My dad, despite being the reason I got into both The Pretenders and The Smiths (we didn’t have many cassettes in the car during the 80s and I eventually grew to love most of them. Just not Roxy Music) groaned when I said I was reading Morrissey’s book. “But,” I said, “if you like Morrissey’s lyrics (which most Smiths/Morrissey fans do), and you have a sort of indulgent affection for him and the clangers he seems to drop in interviews (which again, I would say most Smiths/Morrissey fans do) I don’t see how you could help but love it. Unless it’s just that I’m still a pretentious fifteen-year-old at heart.” “Mmm,” said my dad. And really, there’s no answer to that.

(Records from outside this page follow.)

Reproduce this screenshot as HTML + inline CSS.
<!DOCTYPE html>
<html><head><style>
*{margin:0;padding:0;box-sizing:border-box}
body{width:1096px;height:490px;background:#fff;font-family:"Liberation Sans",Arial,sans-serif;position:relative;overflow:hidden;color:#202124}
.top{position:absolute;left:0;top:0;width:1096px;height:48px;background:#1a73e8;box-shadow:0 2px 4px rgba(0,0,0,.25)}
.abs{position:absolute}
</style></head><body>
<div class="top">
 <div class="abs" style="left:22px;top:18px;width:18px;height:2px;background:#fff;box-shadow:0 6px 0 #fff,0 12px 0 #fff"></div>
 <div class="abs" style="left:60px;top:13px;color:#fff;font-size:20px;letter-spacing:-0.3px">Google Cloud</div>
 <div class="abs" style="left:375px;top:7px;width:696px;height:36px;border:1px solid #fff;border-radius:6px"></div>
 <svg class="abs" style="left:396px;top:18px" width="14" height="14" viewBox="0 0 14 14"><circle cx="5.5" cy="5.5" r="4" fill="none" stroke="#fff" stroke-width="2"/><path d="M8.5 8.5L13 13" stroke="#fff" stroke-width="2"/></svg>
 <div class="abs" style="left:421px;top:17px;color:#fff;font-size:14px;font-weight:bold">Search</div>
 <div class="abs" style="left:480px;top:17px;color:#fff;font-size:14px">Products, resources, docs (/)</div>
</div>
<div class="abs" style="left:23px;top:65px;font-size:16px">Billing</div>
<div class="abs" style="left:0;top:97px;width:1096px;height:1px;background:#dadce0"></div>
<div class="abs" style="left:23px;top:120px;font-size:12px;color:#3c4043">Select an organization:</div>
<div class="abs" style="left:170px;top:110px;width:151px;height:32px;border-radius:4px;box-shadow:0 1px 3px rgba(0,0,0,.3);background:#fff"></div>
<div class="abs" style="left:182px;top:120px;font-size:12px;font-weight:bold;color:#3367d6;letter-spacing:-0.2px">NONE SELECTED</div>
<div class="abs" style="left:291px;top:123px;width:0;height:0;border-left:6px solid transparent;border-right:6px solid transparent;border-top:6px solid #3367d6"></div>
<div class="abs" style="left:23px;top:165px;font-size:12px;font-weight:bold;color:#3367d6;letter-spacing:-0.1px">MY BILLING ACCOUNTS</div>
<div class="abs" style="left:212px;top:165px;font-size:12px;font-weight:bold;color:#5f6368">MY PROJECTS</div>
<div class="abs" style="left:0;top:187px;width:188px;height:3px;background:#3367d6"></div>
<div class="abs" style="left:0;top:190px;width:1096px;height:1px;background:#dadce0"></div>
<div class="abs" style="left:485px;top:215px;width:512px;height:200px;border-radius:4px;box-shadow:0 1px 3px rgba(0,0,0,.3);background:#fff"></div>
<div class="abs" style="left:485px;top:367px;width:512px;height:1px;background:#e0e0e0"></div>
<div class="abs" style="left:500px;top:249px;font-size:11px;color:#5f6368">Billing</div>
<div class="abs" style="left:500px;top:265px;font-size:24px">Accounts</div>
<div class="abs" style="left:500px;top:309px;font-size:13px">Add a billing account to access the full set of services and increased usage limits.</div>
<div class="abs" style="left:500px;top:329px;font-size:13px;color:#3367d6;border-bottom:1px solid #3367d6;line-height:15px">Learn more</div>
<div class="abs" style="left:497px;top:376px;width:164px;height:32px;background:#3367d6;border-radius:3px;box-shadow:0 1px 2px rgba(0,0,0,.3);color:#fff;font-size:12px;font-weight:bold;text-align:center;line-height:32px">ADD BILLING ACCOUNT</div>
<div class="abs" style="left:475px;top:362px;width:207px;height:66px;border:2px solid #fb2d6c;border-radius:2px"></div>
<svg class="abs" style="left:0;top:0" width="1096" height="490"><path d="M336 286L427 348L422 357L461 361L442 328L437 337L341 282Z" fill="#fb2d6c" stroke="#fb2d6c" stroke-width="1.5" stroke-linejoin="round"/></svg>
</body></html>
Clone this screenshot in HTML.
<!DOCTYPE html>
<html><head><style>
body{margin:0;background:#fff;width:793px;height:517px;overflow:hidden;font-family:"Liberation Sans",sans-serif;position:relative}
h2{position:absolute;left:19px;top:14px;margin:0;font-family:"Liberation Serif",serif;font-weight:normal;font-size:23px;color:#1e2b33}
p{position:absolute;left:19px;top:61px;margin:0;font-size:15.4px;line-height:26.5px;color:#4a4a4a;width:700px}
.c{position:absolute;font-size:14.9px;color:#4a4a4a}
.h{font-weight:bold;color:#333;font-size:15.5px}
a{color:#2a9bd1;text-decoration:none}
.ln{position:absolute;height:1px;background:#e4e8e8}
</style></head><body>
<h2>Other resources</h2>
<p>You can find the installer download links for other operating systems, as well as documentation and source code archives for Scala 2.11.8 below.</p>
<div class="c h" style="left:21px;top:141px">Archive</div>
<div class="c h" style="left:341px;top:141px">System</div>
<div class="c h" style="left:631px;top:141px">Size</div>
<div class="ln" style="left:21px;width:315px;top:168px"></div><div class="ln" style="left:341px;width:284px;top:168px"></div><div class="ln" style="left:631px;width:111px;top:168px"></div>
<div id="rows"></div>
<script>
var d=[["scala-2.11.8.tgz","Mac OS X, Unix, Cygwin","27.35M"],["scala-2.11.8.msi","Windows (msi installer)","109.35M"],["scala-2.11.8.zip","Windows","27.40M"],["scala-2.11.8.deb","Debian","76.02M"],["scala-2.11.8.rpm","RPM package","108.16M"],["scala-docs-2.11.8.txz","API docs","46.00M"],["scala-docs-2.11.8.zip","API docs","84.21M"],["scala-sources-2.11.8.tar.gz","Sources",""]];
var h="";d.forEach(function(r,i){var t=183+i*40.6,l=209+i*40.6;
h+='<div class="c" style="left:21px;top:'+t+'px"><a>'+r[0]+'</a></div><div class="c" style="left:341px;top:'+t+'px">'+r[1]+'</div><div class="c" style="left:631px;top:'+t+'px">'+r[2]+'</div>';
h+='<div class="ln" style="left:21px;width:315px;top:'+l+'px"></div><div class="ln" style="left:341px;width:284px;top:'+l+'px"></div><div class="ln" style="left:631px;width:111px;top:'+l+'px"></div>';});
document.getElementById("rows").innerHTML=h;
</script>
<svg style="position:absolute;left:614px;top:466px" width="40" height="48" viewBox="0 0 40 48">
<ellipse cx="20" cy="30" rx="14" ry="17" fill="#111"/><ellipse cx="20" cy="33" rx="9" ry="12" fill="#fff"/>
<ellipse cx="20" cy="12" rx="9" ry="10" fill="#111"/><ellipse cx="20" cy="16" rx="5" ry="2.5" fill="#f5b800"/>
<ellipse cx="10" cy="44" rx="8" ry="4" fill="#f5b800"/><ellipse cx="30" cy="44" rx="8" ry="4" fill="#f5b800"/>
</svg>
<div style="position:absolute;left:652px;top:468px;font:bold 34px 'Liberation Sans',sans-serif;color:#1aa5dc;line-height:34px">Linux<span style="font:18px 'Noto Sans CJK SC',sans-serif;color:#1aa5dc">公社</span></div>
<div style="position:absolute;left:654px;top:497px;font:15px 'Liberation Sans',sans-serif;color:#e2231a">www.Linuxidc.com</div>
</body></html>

After we’d been to see Stuart Maconie at the Ilkley Literature Festival last month, OneMonkey bought me The People’s Songs, which wasn’t the book he’d been talking about but was nevertheless appealing to the bit of me that is forever fifteen and immersed in the Guinness book indie and new wave. Not only is this a lovely piece of music nerdery it’s a social history of Britain since the second world war. In other words right up my street.
Each chapter is named after a popular song. Not necessarily a number one and certainly not all cool (Y Viva Espana anyone?), I hadn’t even heard of all of them. However, the idea was that they were representative of something crucial about modern Britain, from immigration to trade unions, youth subcultures to Mrs Thatcher.
Running chronologically from the 40s to 2012 the songs were by no means evenly spread, with at least two from 1984 for instance and only 50 chapters. Within each chapter though the narrative jumps around to whichever years are appropriate. Some chapters are strongly based on the titular song, others use it simply as a jumping off point.
If you like Stuart Maconie’s style on the radio you’ll enjoy the witty, verbose prose full of interesting but not necessarily relevant asides. I bored OneMonkey to tears with my ‘did you know..?’ after every couple of pages, and I listened to more Smiths songs the last couple of weeks than I have in ages. I even went to spotify and tried some Ewan Macoll which I’m sure Big Brother will be pleased about.